Is Grafana the only way to consume this information (where the tooltip is always available)? What is the feasibility of updating the tooltips in Grafana to be more comprehensive/explanatory? This ticket could be updated to include cleaning up the current metrics page to explain this, perhaps highlight some important metrics, etc. If we still think documenting every option is worthwhile, then I could do it from a list that matches the descriptions Grafana//grafana/zeebe.json.

lenaschoenburg commented 3 months ago

I think we have to decide between documenting our Grafana visualizations and documenting the raw metrics. In the support case, the customer was screenshotting a specific visualization and asked questions about their meaning.

However, our Grafana dashboard isn't the only way to consume our metrics. In fact we have customers that scrape the raw metrics and feed them into a completely different monitoring stack without Grafana. They would benefit from documenting the raw metrics.

If we decide for documenting the Grafana dashboard directly, I agree that better tooltips would be the easiest way to do this. If we decide for documenting the raw metrics, we can provide documentation in code which is then available right next to the actual metrics. Take the example from the docs page:

# HELP zeebe_stream_processor_records_total Number of events processed by stream processor
# TYPE zeebe_stream_processor_records_total counter
zeebe_stream_processor_records_total{action="written",partition="1",} 20320.0
zeebe_stream_processor_records_total{action="processed",partition="1",} 20320.0
zeebe_stream_processor_records_total{action="skipped",partition="1",} 2153.0

The help text is something we provided in code.

Regardless of which option we choose, we can then decide if we take these inline docs and also provide them on docs.camunda.io or not.

conceptualshark commented 2 months ago

@lenaschoenburg So here is the list of metrics I was able to find with any description. I'm not sure if this captures all of them, or if all of these are useful to list/expose in the documentation. Right now the docs separates out metrics related to processing, performance, and health.

Are these the best sections to maintain?
Should we add additional sections?
Are the descriptions below useful?

If the descriptions already included in the code (and what I believe eventually ends up in Grafana) don't convey enough meaning, it might be more useful to update them there, first, and then reflect those changes in the docs.

Name	Description
`backup_operations_total`	Total number of backup operations
`backup_operations_in_progress`	Number of backup operations that are in progress
`backup_operations_latency`	Latency of backup operations
`checkpoint_records_total`	Number of checkpoint records processed by stream processor. Processing can result in either creating a new checkpoint or ignoring the record.
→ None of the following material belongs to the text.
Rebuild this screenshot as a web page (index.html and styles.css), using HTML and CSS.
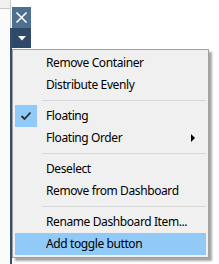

This can be observed by filtering for label 'result'.
`checkpoint_position`	Position of the last checkpoint
`checkpoint_id`	Id of the last checkpoint
`process_instance_execution_time`	The execution time of processing a complete process instance
`job_life_time`	The life time of an job
`job_activation_time`	The time until an job was activated
`execution_latency_current_cached_instances`	The current cached instances for counting their execution latency. If only short-lived instances are handled this can be seen or observed as the current active instance count.
`cluster_topology_version`	The version of the cluster topology
`cluster_changes_id`	The id of the cluster topology change plan
`cluster_changes_status`	The state of the current cluster topology
`cluster_changes_version`	The version of the cluster topology change plan
`cluster_changes_operations_pending`	Number of pending changes in the current change plan
`cluster_changes_operations_completed`	Number of completed changes in the current change plan
`cluster_changes_operation_duration`	Duration it takes to apply an operation
`cluster_changes_operation_attempts`	Number of attempts per operation type
`banned_instances_total`	Number of banned instances
`buffered_messages_count`	Current number of buffered messages.
`incident_events_total`	Number of incident events
`pending_incidents_total`	Number of pending incidents
`job_events_total`	Number of job events
`evaluated_dmn_elements_total`	Number of evaluated DMN elements including required decisions
`executed_instances_total`	Number of executed (root) process instances
`element_instance_events_total`	Number of process element instance events
`process_instance_creations_total`	Number of created (root) process instances
`gateway_request_latency`	Latency of round-trip from gateway to broker
`gateway_failed_requests`	Number of failed requests
`gateway_total_requests`	Number of requests
`long_polling_queued_current`	Number of requests currently queued due to long polling
`stream_processor_batch_processing_duration`	Time spent in batch processing (in seconds)
`stream_processor_batch_processing_commands`	Records the distribution of commands in a batch over time
`stream_processor_batch_processing_post_commit_tasks`	Time spent in executing post commit tasks after batch processing (in seconds)
`stream_processor_batch_processing_retry`	Number of times batch processing failed due to reaching batch limit and was retried
`stream_processor_error_handling_phase`	The phase of error handling
`replay_events_total`	Number of events replayed by the stream processor.
`replay_last_source_position`	The last source position the stream processor has replayed.
`replay_event_batch_replay_duration`	Time for replay a batch of events (in seconds)
`stream_processor_records_total`	Number of records processed by stream processor
`stream_processor_last_processed_position`	The last position the stream processor has processed.
`stream_processor_latency`	Time between a command is written until it is picked up for processing (in seconds)
`stream_processor_processing_duration`	Time for processing a record (in seconds)
`stream_processor_startup_recovery_time`	Time taken for startup and recovery of stream processor (in ms)
`stream_processor_state`	Describes the state of the stream processor, namely if it is active or paused.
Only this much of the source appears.